Knee Surgery, Sports Traumatology, Arthoscopy
- Discipline: Orthopedic surgery
- Language: English
- Edited by: Jon Karlsson

Publication details
- History: 1993-present
- Publisher: Springer Science+Business Media
- Frequency: Monthly
- Impact factor: 4.342 (2020)

Standard abbreviations
- ISO 4: Knee Surg. Sports Traumatol. Arthrosc.

Indexing
- ISSN: 0942-2056 (print) 1433-7347 (web)
- OCLC no.: 488595845

Links
- Journal homepage; Online archive;

= Knee Surgery, Sports Traumatology, Arthroscopy =

The Knee Surgery, Sports Traumatology, Arthroscopy is a monthly peer-reviewed medical journal published in English covering orthopaedic surgery, especially related to sports trauma and surgeries, in particular arthroscopies and knee surgery.

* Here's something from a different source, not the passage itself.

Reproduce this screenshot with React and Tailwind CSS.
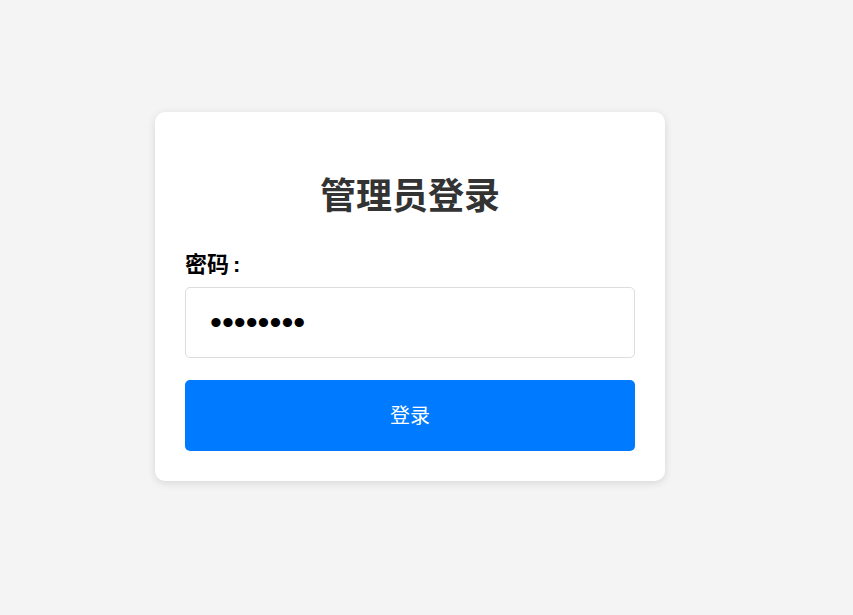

The journal is the official journal of the European Society of Sports Traumatology, Knee Surgery and Arthroscopy . It was established in 1992 with Ejnar Eriksson as founding editor-in-chief for the first 16 years. He was succeeded by Jon Karlsson (University of Gothenburg) and René Verdonk (Ghent University) in 2008. In 2012, Verdonk became Senior Editor and Jon Karlsson the sole editor-in-chief. While the journal was originally published as three relatively thin issues in 1993, its publication frequency increased gradually to the current 12 issues per year with about 300 pages per issue.

== Abstracting and indexing ==
The journal is abstracted and indexed in:

- Science Citation Index
- PubMed/MEDLINE
- Scopus
- EMBASE
- EBSCO databases
- Academic OneFile
- CINAHL
- Current Contents/Clinical Medicine
- EMCare

According to the Journal Citation Reports, the journal has a 2014 impact factor of 3.053, ranking it 7th out of 72 journals in the category "Orthopaedics", 9th out of 81 journals in the category "Sport Sciences", and 31st out of 198 journals in the category "Surgery".